Scan the material and copy every line in which "this" appears.

» Record excerpts:
________________
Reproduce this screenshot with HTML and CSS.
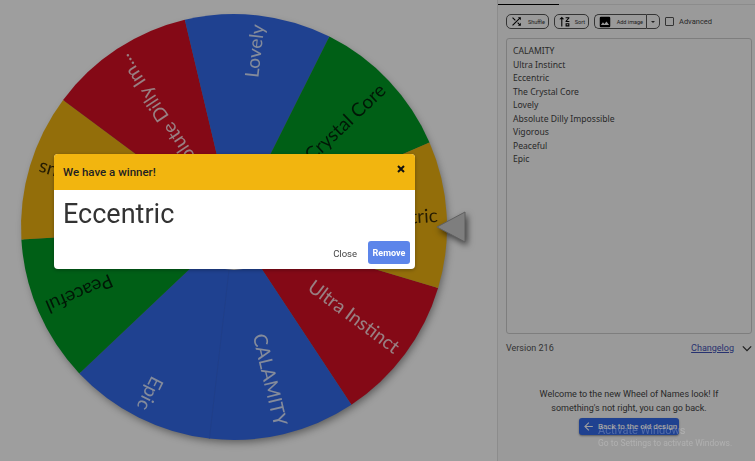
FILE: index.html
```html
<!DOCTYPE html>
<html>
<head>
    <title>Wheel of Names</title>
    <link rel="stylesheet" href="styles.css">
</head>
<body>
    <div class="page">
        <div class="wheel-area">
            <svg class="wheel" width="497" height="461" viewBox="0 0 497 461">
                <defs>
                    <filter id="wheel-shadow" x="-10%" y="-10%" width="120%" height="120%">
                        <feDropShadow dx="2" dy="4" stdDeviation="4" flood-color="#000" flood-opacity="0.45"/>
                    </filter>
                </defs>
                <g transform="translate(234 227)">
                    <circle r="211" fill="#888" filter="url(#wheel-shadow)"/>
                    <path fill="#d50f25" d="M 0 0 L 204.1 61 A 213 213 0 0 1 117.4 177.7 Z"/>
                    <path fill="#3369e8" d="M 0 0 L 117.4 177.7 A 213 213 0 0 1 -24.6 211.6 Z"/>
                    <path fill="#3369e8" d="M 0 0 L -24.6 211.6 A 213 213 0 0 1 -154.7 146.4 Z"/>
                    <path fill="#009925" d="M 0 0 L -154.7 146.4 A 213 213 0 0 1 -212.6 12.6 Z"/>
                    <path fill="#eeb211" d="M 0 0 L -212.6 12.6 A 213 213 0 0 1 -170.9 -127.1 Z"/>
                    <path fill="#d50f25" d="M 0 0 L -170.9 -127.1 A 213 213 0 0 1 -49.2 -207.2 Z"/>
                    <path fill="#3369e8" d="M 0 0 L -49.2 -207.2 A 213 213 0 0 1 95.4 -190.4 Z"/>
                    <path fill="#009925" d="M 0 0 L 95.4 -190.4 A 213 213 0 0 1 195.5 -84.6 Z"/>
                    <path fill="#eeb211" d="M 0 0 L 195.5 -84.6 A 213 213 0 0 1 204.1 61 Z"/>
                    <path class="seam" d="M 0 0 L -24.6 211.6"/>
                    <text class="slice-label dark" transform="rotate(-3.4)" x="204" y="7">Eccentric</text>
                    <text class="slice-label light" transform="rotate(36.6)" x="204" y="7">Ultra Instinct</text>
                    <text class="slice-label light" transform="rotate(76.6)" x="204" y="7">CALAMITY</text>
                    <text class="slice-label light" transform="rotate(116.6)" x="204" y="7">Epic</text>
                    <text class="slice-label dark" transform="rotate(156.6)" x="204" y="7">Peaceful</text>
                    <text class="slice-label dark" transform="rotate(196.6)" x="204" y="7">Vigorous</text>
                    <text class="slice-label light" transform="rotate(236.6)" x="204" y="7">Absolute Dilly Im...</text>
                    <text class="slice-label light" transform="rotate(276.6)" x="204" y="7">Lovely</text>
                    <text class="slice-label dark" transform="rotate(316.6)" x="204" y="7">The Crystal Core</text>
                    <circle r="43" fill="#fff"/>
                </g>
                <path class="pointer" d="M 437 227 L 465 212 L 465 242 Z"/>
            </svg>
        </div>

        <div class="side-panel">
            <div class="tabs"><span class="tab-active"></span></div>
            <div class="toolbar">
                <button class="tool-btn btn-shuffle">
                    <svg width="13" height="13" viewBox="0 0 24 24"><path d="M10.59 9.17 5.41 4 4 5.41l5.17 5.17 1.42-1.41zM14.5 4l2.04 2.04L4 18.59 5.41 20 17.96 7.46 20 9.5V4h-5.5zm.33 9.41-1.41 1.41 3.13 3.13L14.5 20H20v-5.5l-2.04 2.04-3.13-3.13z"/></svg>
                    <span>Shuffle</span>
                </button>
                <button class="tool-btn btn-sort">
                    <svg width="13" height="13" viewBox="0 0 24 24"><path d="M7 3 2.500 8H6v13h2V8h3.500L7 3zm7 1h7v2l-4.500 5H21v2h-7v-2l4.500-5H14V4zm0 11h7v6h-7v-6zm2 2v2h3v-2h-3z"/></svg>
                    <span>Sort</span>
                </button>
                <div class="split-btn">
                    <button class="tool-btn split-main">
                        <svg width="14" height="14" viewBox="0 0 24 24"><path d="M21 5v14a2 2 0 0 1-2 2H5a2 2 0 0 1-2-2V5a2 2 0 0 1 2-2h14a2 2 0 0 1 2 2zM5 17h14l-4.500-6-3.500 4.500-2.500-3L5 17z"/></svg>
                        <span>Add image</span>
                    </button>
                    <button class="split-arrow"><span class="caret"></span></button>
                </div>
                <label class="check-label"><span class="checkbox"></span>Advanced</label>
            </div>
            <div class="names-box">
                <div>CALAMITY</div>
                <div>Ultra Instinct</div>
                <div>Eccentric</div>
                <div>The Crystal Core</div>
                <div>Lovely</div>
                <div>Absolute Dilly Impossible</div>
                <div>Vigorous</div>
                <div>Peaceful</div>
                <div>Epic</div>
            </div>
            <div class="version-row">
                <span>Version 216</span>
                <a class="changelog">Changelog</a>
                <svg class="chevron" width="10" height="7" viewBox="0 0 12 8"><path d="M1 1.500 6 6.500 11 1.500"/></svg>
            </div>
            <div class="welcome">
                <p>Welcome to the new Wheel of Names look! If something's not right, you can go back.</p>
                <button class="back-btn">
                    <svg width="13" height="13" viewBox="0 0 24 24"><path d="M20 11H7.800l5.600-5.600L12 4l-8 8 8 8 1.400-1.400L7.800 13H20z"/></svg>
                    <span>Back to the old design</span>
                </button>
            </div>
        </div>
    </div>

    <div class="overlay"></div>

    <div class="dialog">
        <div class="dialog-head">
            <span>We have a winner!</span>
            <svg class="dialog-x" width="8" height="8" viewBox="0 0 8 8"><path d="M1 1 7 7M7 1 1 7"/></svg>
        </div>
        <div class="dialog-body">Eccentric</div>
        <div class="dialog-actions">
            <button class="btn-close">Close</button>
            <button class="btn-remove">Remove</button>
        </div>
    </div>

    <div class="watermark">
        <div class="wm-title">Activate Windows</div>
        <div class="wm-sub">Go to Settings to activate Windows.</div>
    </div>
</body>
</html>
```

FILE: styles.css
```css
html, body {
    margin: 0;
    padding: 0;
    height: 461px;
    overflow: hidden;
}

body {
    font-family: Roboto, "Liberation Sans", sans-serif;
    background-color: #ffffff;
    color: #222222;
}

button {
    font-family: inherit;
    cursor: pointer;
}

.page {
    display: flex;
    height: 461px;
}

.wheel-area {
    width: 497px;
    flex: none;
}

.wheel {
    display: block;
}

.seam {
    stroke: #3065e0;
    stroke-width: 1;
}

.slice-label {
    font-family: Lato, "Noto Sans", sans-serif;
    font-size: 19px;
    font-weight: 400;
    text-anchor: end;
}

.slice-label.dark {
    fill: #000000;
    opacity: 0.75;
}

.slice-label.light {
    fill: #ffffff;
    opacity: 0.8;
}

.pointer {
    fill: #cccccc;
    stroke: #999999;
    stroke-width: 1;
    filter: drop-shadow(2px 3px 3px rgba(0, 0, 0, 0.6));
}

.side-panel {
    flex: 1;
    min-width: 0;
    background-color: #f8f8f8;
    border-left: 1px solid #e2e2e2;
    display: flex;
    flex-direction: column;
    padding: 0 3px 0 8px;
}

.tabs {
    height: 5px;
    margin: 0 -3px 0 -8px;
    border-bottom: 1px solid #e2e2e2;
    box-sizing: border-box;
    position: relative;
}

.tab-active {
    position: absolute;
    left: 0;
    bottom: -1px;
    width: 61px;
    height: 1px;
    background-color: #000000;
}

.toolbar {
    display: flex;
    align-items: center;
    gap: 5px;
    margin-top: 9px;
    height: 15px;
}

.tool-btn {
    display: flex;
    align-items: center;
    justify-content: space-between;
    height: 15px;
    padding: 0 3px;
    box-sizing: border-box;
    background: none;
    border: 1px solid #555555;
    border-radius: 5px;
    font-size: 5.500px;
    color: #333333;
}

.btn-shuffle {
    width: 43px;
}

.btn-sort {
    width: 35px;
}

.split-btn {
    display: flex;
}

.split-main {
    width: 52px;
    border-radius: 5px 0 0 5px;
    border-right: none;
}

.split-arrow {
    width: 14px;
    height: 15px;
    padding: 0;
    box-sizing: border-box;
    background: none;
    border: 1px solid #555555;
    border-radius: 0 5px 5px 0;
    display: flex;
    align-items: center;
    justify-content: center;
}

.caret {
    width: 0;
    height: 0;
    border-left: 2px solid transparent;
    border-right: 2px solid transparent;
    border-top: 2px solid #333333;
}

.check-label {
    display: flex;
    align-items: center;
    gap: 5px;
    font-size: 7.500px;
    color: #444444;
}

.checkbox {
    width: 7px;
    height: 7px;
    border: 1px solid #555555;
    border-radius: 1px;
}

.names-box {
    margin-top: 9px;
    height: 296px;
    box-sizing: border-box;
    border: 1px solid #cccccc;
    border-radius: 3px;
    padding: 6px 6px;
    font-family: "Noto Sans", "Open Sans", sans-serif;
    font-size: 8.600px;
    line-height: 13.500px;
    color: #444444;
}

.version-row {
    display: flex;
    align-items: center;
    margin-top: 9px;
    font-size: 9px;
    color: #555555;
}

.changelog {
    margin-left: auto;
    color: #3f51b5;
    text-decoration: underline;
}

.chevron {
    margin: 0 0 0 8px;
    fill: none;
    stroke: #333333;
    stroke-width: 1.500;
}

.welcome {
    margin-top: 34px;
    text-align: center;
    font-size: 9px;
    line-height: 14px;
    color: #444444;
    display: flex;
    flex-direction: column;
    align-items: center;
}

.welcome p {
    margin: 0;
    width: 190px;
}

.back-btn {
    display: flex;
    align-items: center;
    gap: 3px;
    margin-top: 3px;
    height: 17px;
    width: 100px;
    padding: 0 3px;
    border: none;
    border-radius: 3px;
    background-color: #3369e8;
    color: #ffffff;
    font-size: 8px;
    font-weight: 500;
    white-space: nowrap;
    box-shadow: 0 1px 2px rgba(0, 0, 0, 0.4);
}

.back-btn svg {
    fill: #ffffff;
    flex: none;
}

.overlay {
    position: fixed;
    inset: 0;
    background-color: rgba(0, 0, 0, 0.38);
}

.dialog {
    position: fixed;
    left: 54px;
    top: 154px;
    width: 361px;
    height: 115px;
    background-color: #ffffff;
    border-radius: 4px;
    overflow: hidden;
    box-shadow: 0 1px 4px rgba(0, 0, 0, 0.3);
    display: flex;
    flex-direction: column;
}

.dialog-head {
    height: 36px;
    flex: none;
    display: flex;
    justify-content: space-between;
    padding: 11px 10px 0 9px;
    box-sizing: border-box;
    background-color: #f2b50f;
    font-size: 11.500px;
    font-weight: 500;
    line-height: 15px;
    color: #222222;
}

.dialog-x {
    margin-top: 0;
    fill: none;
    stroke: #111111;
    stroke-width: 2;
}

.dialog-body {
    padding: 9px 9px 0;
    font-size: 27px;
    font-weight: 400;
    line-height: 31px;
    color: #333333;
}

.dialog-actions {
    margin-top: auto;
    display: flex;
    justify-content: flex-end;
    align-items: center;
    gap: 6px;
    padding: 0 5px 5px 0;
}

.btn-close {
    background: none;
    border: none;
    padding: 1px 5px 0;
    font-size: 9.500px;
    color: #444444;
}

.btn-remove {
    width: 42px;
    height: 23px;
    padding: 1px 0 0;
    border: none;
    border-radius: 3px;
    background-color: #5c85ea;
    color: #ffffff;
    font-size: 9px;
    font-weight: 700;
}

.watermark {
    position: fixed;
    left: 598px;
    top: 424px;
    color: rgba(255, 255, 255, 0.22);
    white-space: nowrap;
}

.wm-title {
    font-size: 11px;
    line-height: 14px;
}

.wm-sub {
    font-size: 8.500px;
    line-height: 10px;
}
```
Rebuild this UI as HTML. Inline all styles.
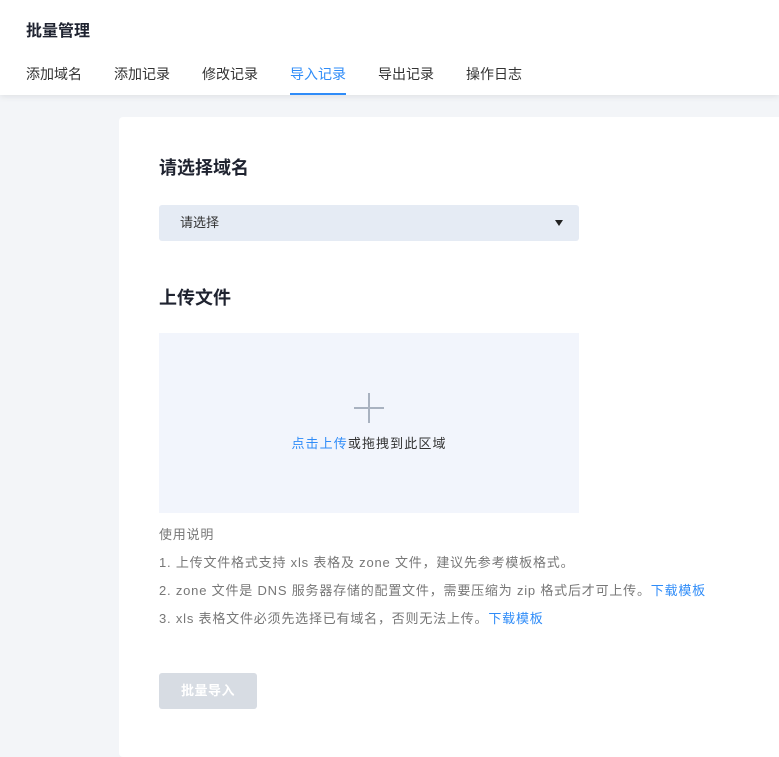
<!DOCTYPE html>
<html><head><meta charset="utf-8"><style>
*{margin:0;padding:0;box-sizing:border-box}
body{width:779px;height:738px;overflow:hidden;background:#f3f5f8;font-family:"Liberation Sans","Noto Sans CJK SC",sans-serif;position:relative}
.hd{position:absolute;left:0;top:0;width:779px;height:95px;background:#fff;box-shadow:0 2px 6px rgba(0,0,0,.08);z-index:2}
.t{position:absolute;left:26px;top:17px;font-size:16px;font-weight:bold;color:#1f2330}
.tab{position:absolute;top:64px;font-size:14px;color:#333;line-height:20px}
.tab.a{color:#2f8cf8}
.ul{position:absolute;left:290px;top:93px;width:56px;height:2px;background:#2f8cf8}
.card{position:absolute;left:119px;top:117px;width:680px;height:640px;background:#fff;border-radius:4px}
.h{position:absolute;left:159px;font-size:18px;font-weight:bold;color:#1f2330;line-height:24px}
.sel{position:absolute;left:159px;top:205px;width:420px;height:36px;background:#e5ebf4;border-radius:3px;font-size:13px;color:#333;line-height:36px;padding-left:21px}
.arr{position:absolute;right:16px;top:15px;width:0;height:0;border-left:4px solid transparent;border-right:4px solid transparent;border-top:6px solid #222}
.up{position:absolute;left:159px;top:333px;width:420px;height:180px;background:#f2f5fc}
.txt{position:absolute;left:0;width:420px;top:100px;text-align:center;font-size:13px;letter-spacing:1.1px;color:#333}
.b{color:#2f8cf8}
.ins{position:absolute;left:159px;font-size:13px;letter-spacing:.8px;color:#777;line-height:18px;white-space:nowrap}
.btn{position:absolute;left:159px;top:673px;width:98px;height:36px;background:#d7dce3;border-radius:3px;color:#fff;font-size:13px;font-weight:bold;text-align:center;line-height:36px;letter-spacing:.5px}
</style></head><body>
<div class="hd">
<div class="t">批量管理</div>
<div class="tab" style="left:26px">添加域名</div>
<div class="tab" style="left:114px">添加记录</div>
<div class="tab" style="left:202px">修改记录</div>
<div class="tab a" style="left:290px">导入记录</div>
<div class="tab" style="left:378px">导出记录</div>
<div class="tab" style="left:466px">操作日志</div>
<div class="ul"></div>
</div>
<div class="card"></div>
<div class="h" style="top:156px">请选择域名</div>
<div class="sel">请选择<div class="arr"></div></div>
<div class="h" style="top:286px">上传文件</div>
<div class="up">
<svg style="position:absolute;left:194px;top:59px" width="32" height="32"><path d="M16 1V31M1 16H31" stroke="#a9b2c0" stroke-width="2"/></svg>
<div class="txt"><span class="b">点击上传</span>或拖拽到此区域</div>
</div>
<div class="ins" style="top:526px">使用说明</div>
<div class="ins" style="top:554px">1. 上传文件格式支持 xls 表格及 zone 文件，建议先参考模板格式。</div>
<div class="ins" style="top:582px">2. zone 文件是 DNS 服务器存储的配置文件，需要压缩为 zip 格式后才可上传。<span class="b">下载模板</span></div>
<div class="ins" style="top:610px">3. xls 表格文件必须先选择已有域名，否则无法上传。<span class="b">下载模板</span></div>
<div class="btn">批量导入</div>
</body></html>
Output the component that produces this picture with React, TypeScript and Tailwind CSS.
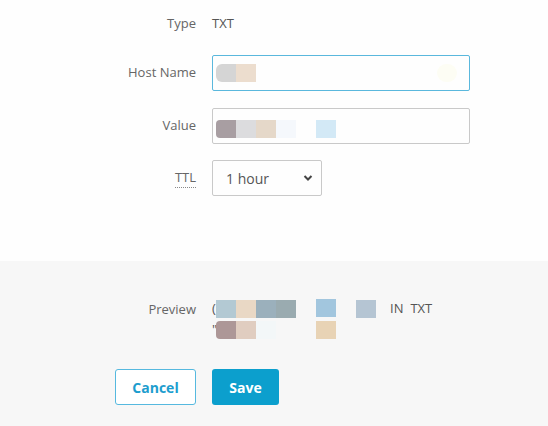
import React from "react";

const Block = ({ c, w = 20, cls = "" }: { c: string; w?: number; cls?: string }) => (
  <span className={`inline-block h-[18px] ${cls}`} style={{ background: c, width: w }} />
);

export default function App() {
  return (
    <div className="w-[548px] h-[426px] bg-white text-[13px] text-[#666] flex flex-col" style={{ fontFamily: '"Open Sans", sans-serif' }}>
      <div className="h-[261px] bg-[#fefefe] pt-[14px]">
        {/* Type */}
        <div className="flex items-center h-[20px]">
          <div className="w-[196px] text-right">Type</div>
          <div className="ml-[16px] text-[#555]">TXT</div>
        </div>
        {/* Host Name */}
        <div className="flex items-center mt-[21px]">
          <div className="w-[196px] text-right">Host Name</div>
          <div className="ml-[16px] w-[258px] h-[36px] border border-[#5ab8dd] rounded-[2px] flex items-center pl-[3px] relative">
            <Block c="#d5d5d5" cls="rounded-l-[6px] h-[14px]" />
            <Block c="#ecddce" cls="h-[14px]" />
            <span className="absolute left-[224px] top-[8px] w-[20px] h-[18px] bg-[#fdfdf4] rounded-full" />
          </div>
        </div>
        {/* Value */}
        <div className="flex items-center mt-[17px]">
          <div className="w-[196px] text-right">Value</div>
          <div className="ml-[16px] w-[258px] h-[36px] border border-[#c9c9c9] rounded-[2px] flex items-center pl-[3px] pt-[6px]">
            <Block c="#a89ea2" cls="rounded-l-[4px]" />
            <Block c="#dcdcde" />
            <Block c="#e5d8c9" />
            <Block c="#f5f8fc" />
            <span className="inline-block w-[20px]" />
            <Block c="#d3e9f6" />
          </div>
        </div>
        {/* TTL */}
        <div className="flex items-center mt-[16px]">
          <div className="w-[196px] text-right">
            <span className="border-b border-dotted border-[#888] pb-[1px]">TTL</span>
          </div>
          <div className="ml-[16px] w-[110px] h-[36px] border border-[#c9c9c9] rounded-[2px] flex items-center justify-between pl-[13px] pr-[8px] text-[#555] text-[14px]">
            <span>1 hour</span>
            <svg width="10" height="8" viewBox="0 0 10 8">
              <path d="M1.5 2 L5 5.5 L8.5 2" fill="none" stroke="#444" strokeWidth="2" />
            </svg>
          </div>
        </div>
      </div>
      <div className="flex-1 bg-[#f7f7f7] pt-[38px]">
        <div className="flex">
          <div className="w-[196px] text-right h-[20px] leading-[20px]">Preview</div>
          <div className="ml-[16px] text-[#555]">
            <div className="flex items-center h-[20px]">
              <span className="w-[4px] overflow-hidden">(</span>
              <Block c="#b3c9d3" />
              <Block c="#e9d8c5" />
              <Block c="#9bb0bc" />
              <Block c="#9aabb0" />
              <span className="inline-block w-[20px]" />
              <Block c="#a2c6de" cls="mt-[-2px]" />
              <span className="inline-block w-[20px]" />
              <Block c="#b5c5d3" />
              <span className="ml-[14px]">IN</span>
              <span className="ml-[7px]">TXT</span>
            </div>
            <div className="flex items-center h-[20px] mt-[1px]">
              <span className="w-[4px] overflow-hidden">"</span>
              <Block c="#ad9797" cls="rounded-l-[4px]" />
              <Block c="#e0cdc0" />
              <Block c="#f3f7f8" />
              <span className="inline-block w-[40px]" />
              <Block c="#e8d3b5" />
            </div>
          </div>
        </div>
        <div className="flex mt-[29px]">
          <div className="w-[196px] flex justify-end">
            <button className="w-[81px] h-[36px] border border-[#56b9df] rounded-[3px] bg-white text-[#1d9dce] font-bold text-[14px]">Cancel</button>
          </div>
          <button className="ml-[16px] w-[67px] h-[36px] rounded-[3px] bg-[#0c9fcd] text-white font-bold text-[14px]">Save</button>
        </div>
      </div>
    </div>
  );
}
________________
» Task answer:
Reproduce this screenshot with HTML and CSS.
Rebuild this UI as HTML. Inline all styles.
Output the component that produces this picture with React, TypeScript and Tailwind CSS.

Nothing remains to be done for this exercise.